For heavy vehicles (over 6,000 lbs GVWR), the taxpayer can use Section 179 to deduct the full cost. Alternatively, the taxpayer can elect to forgo Section 179 and claim 80% Bonus Depreciation on the entire cost, subject to the business use percentage. If 80% Bonus Depreciation is claimed, the remaining 20% of the cost is subject to standard MACRS depreciation.
For passenger automobiles (6,000 lbs GVWR or less), Bonus Depreciation is integrated into the annual Section 280F dollar limits. The Bonus Depreciation amount is included within the total first-year cap, meaning the vehicle still cannot be fully expensed in the first year. Section 179 is always an election made by the taxpayer, while Bonus Depreciation is mandatory unless the taxpayer affirmatively elects out of it for an entire class of property.

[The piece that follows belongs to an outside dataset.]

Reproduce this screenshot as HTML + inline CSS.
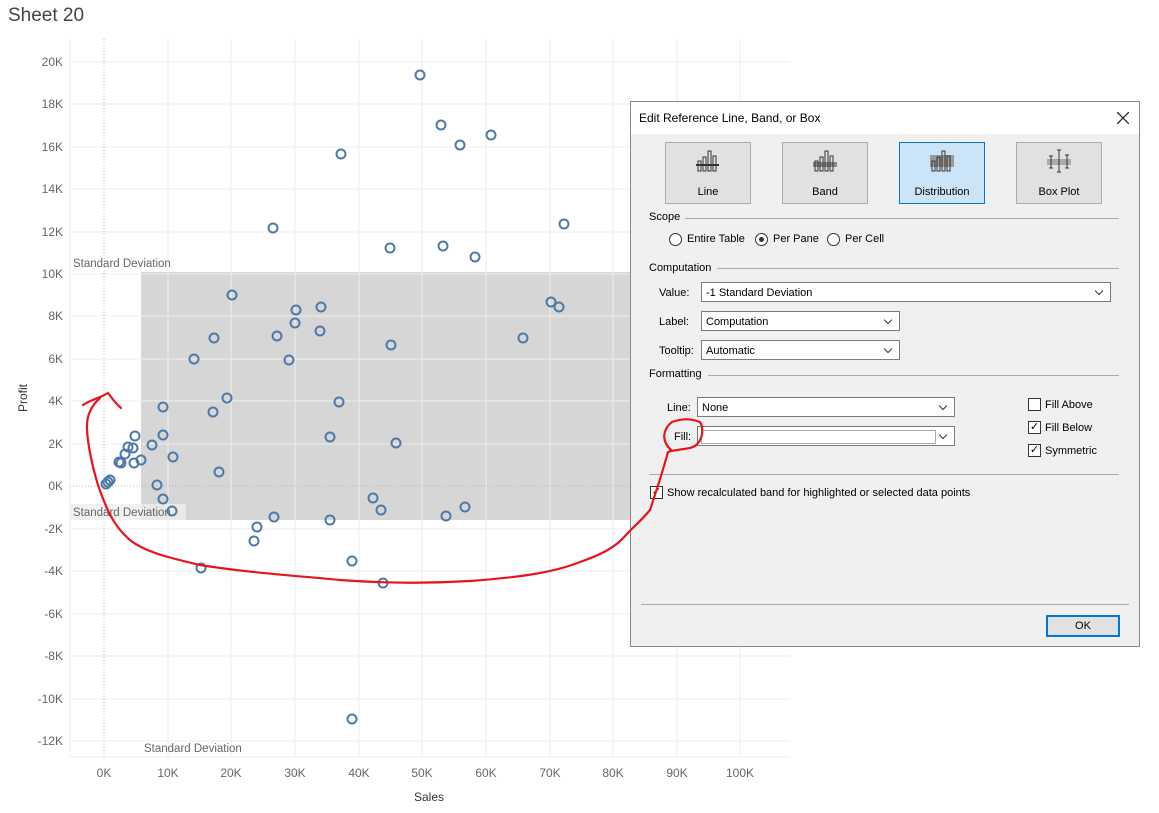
<!DOCTYPE html>
<html><head><meta charset="utf-8"><style>
body{margin:0;width:1159px;height:813px;background:#fff;overflow:hidden;position:relative;font-family:"Liberation Sans",sans-serif}
.t{position:absolute;left:8px;top:5px;font-size:19px;color:#444}
.dlg{position:absolute;left:630px;top:101px;width:508px;height:544px;background:#f0f0f0;border:1px solid #888;font-size:11px;color:#000}
.tb{height:32px;background:#fff;line-height:32px;padding-left:8px;font-size:12px;position:relative}
.x{position:absolute;right:10px;top:10px}
.btn{position:absolute;top:40px;width:84px;height:60px;background:#e1e1e1;border:1px solid #adadad;text-align:center;font-size:11px}
.btn.s{background:#cce4f7;border-color:#0078d7}
.btn span{position:absolute;left:0;right:0;top:43px}
.sec{position:absolute;left:18px;font-size:11px}
.hr{position:absolute;height:1px;background:#aaa}
.lab{position:absolute;font-size:11px}
.sel{position:absolute;background:#fff;border:1px solid #7a7a7a;height:20px;line-height:20px;padding-left:4px;box-sizing:border-box;font-size:11px}
.sel:after{content:"";position:absolute;right:8px;top:5px;width:5px;height:5px;border-right:1px solid #333;border-bottom:1px solid #333;transform:rotate(45deg)}
.rad{position:absolute;width:11px;height:11px;border:1px solid #333;border-radius:50%;background:#fff}
.cb{position:absolute;width:11px;height:11px;border:1px solid #333;background:#fff;font-size:11px;line-height:11px;text-align:center}
</style></head><body>
<div class="t">Sheet 20</div>
<svg width="1159" height="813" style="position:absolute;left:0;top:0" font-family="Liberation Sans, sans-serif">
<rect x="141" y="272" width="500" height="248" fill="#d6d6d6"/>
<g stroke="#eee" stroke-width="1">
<line x1="70" y1="62" x2="790" y2="62"/><line x1="70" y1="104" x2="790" y2="104"/><line x1="70" y1="147" x2="790" y2="147"/><line x1="70" y1="189" x2="790" y2="189"/><line x1="70" y1="232" x2="790" y2="232"/><line x1="70" y1="274" x2="790" y2="274"/><line x1="70" y1="316" x2="790" y2="316"/><line x1="70" y1="359" x2="790" y2="359"/><line x1="70" y1="401" x2="790" y2="401"/><line x1="70" y1="444" x2="790" y2="444"/><line x1="70" y1="529" x2="790" y2="529"/><line x1="70" y1="571" x2="790" y2="571"/><line x1="70" y1="614" x2="790" y2="614"/><line x1="70" y1="656" x2="790" y2="656"/><line x1="70" y1="699" x2="790" y2="699"/><line x1="70" y1="741" x2="790" y2="741"/>
<line x1="168" y1="39" x2="168" y2="757"/><line x1="231" y1="39" x2="231" y2="757"/><line x1="295" y1="39" x2="295" y2="757"/><line x1="359" y1="39" x2="359" y2="757"/><line x1="422" y1="39" x2="422" y2="757"/><line x1="486" y1="39" x2="486" y2="757"/><line x1="550" y1="39" x2="550" y2="757"/><line x1="613" y1="39" x2="613" y2="757"/><line x1="677" y1="39" x2="677" y2="757"/><line x1="740" y1="39" x2="740" y2="757"/>
<line x1="70" y1="39" x2="70" y2="757"/><line x1="70" y1="757" x2="790" y2="757"/>
</g>
<line x1="104" y1="39" x2="104" y2="757" stroke="#bbb" stroke-dasharray="1,2"/>
<line x1="70" y1="486" x2="790" y2="486" stroke="#bbb" stroke-dasharray="1,2"/>
<g fill="#666" font-size="12" text-anchor="end">
<text x="63" y="66">20K</text><text x="63" y="108">18K</text><text x="63" y="151">16K</text><text x="63" y="193">14K</text><text x="63" y="236">12K</text><text x="63" y="278">10K</text><text x="63" y="320">8K</text><text x="63" y="363">6K</text><text x="63" y="405">4K</text><text x="63" y="448">2K</text><text x="63" y="490">0K</text><text x="63" y="533">-2K</text><text x="63" y="575">-4K</text><text x="63" y="618">-6K</text><text x="63" y="660">-8K</text><text x="63" y="703">-10K</text><text x="63" y="745">-12K</text>
</g>
<g fill="#666" font-size="12" text-anchor="middle">
<text x="104" y="777">0K</text><text x="168" y="777">10K</text><text x="231" y="777">20K</text><text x="295" y="777">30K</text><text x="359" y="777">40K</text><text x="422" y="777">50K</text><text x="486" y="777">60K</text><text x="550" y="777">70K</text><text x="613" y="777">80K</text><text x="677" y="777">90K</text><text x="740" y="777">100K</text>
</g>
<text x="429" y="801" font-size="12" fill="#333" text-anchor="middle">Sales</text>
<text x="27" y="398" font-size="12" fill="#333" transform="rotate(-90 27 398)" text-anchor="middle">Profit</text>
<rect x="70" y="504" width="116" height="16" fill="#eee" opacity=".8"/>
<g fill="#666" font-size="11.5"><text x="73" y="267">Standard Deviation</text><text x="73" y="516">Standard Deviation</text><text x="144" y="752">Standard Deviation</text></g>
<g fill="none" stroke="#4e79a7" stroke-width="2">
<circle cx="420" cy="75" r="4.5"/><circle cx="441" cy="125" r="4.5"/><circle cx="491" cy="135" r="4.5"/><circle cx="460" cy="145" r="4.5"/><circle cx="341" cy="154" r="4.5"/><circle cx="273" cy="228" r="4.5"/><circle cx="564" cy="224" r="4.5"/><circle cx="390" cy="248" r="4.5"/><circle cx="443" cy="246" r="4.5"/><circle cx="475" cy="257" r="4.5"/><circle cx="232" cy="295" r="4.5"/><circle cx="296" cy="310" r="4.5"/><circle cx="321" cy="307" r="4.5"/><circle cx="551" cy="302" r="4.5"/><circle cx="559" cy="307" r="4.5"/><circle cx="214" cy="338" r="4.5"/><circle cx="295" cy="323" r="4.5"/><circle cx="277" cy="336" r="4.5"/><circle cx="320" cy="331" r="4.5"/><circle cx="194" cy="359" r="4.5"/><circle cx="289" cy="360" r="4.5"/><circle cx="391" cy="345" r="4.5"/><circle cx="523" cy="338" r="4.5"/><circle cx="227" cy="398" r="4.5"/><circle cx="163" cy="407" r="4.5"/><circle cx="339" cy="402" r="4.5"/><circle cx="213" cy="412" r="4.5"/><circle cx="135" cy="436" r="4.5"/><circle cx="163" cy="435" r="4.5"/><circle cx="330" cy="437" r="4.5"/><circle cx="396" cy="443" r="4.5"/><circle cx="152" cy="445" r="4.5"/><circle cx="128" cy="447" r="4.5"/><circle cx="133" cy="448" r="4.5"/><circle cx="125" cy="454" r="4.5"/><circle cx="119" cy="462" r="4.5"/><circle cx="121" cy="463" r="4.5"/><circle cx="141" cy="460" r="4.5"/><circle cx="134" cy="463" r="4.5"/><circle cx="173" cy="457" r="4.5"/><circle cx="219" cy="472" r="4.5"/><circle cx="110" cy="480" r="4.5"/><circle cx="108" cy="482" r="4.5"/><circle cx="106" cy="484" r="4.5"/><circle cx="157" cy="485" r="4.5"/><circle cx="163" cy="499" r="4.5"/><circle cx="172" cy="511" r="4.5"/><circle cx="373" cy="498" r="4.5"/><circle cx="465" cy="507" r="4.5"/><circle cx="381" cy="510" r="4.5"/><circle cx="274" cy="517" r="4.5"/><circle cx="330" cy="520" r="4.5"/><circle cx="446" cy="516" r="4.5"/><circle cx="257" cy="527" r="4.5"/><circle cx="254" cy="541" r="4.5"/><circle cx="352" cy="561" r="4.5"/><circle cx="201" cy="568" r="4.5"/><circle cx="383" cy="583" r="4.5"/><circle cx="352" cy="719" r="4.5"/>
</g>
</svg>
<div class="dlg">
<div class="tb">Edit Reference Line, Band, or Box<svg class="x" width="12" height="12"><path d="M0,0L12,12M12,0L0,12" stroke="#222" stroke-width="1.2"/></svg></div>
<div class="btn" style="left:34px"><svg width="84" height="40"><g fill="none" stroke="#333"><rect x="32" y="18" width="3" height="10"/><rect x="37" y="14" width="3" height="14"/><rect x="42" y="8" width="3" height="20"/><rect x="47" y="13" width="3" height="15"/><line x1="30" y1="22" x2="53" y2="22" stroke-width="2"/></g></svg><span>Line</span></div>
<div class="btn" style="left:151px"><svg width="84" height="40"><rect x="30" y="19" width="24" height="5" fill="#888"/><g fill="none" stroke="#333"><rect x="32" y="18" width="3" height="10"/><rect x="37" y="14" width="3" height="14"/><rect x="42" y="8" width="3" height="20"/><rect x="47" y="13" width="3" height="15"/></g></svg><span>Band</span></div>
<div class="btn s" style="left:268px"><svg width="84" height="40"><rect x="30" y="12" width="24" height="12" fill="#999"/><g fill="none" stroke="#333"><rect x="32" y="18" width="3" height="10"/><rect x="37" y="14" width="3" height="14"/><rect x="42" y="8" width="3" height="20"/><rect x="47" y="13" width="3" height="15"/></g></svg><span>Distribution</span></div>
<div class="btn" style="left:385px"><svg width="84" height="40"><rect x="30" y="16" width="24" height="6" fill="#aaa"/><g stroke="#333"><line x1="34" y1="13" x2="34" y2="25"/><line x1="42" y1="7" x2="42" y2="29"/><line x1="50" y1="12" x2="50" y2="25"/><line x1="32" y1="13" x2="36" y2="13"/><line x1="32" y1="25" x2="36" y2="25"/><line x1="40" y1="7" x2="44" y2="7"/><line x1="40" y1="29" x2="44" y2="29"/><line x1="48" y1="12" x2="52" y2="12"/><line x1="48" y1="25" x2="52" y2="25"/></g></svg><span>Box Plot</span></div>
<div class="sec" style="top:109px">Scope</div><div class="hr" style="left:54px;right:20px;top:116px"></div>
<div class="rad" style="left:38px;top:131px"></div><div class="lab" style="left:56px;top:131px">Entire Table</div>
<div class="rad" style="left:124px;top:131px"><div style="width:5px;height:5px;border-radius:50%;background:#333;margin:3px"></div></div><div class="lab" style="left:142px;top:131px">Per Pane</div>
<div class="rad" style="left:196px;top:131px"></div><div class="lab" style="left:214px;top:131px">Per Cell</div>
<div class="sec" style="top:160px">Computation</div><div class="hr" style="left:86px;right:20px;top:166px"></div>
<div class="lab" style="left:28px;top:185px">Value:</div><div class="sel" style="left:70px;top:180px;width:410px">-1 Standard Deviation</div>
<div class="lab" style="left:28px;top:214px">Label:</div><div class="sel" style="left:70px;top:209px;width:199px">Computation</div>
<div class="lab" style="left:28px;top:243px">Tooltip:</div><div class="sel" style="left:70px;top:238px;width:199px">Automatic</div>
<div class="sec" style="top:266px">Formatting</div><div class="hr" style="left:77px;right:20px;top:273px"></div>
<div class="lab" style="left:36px;top:300px">Line:</div><div class="sel" style="left:66px;top:295px;width:258px">None</div>
<div class="lab" style="left:43px;top:329px">Fill:</div><div class="sel" style="left:66px;top:324px;width:258px"><div style="position:absolute;left:3px;top:3px;width:233px;height:12px;border:1px solid #aaa"></div></div>
<div class="cb" style="left:397px;top:296px"></div><div class="lab" style="left:414px;top:297px">Fill Above</div>
<div class="cb" style="left:397px;top:319px">✓</div><div class="lab" style="left:414px;top:320px">Fill Below</div>
<div class="cb" style="left:397px;top:342px">✓</div><div class="lab" style="left:414px;top:343px">Symmetric</div>
<div class="hr" style="left:18px;right:20px;top:372px"></div>
<div class="cb" style="left:19px;top:384px">✓</div><div class="lab" style="left:36px;top:385px">Show recalculated band for highlighted or selected data points</div>
<div class="hr" style="left:10px;right:10px;top:502px"></div>
<div style="position:absolute;left:415px;top:513px;width:70px;height:18px;border:2px solid #0078d7;background:#e1e1e1;text-align:center;line-height:18px">OK</div>
</div>
<svg width="1159" height="813" style="position:absolute;left:0;top:0" fill="none" stroke="#e8141b" stroke-width="2.2" stroke-linecap="round">
<path d="M671,450 C660,440 664,428 672,422 C680,419 690,418 700,422 C705,430 702,445 690,448 C680,450 672,450 668,452 C663,470 655,495 650,510 C640,522 632,528 626,535 C615,548 600,555 580,562 C550,574 510,578 470,581 C420,584 380,583 340,580 C300,576 250,573 200,565 C170,558 145,552 130,540 C112,525 105,505 98,485 C92,465 88,445 87,430 C86,415 92,405 100,398"/>
<path d="M83,405 C90,400 100,398 108,393 C112,398 115,403 121,408"/>
</svg>
</body></html>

The election to utilize Section 179 for a used vehicle is formally made by filing IRS Form 4562, Depreciation and Amortization. This form must be attached to the business’s federal income tax return for the year the property is placed in service. The term “placed in service” refers to the date the asset is ready and available for use in the business, not necessarily the purchase date.
Part I of Form 4562 is dedicated to the Section 179 election. Taxpayers will report the cost of the property, the amount elected to be expensed, and calculate the deduction subject to the overall limits.
The specific details regarding the qualifying vehicle, including its business use percentage, are reported in Part V of Form 4562, under the section for “Listed Property.” Listed property includes any vehicle weighing 6,000 pounds or less. Even vehicles over 6,000 pounds are reported in Part V if they are of the type that could be used for personal purposes. Accurately reporting the business use percentage is necessary for the correct calculation of the allowable deduction amount. The completed Form 4562 must be submitted with the appropriate business return.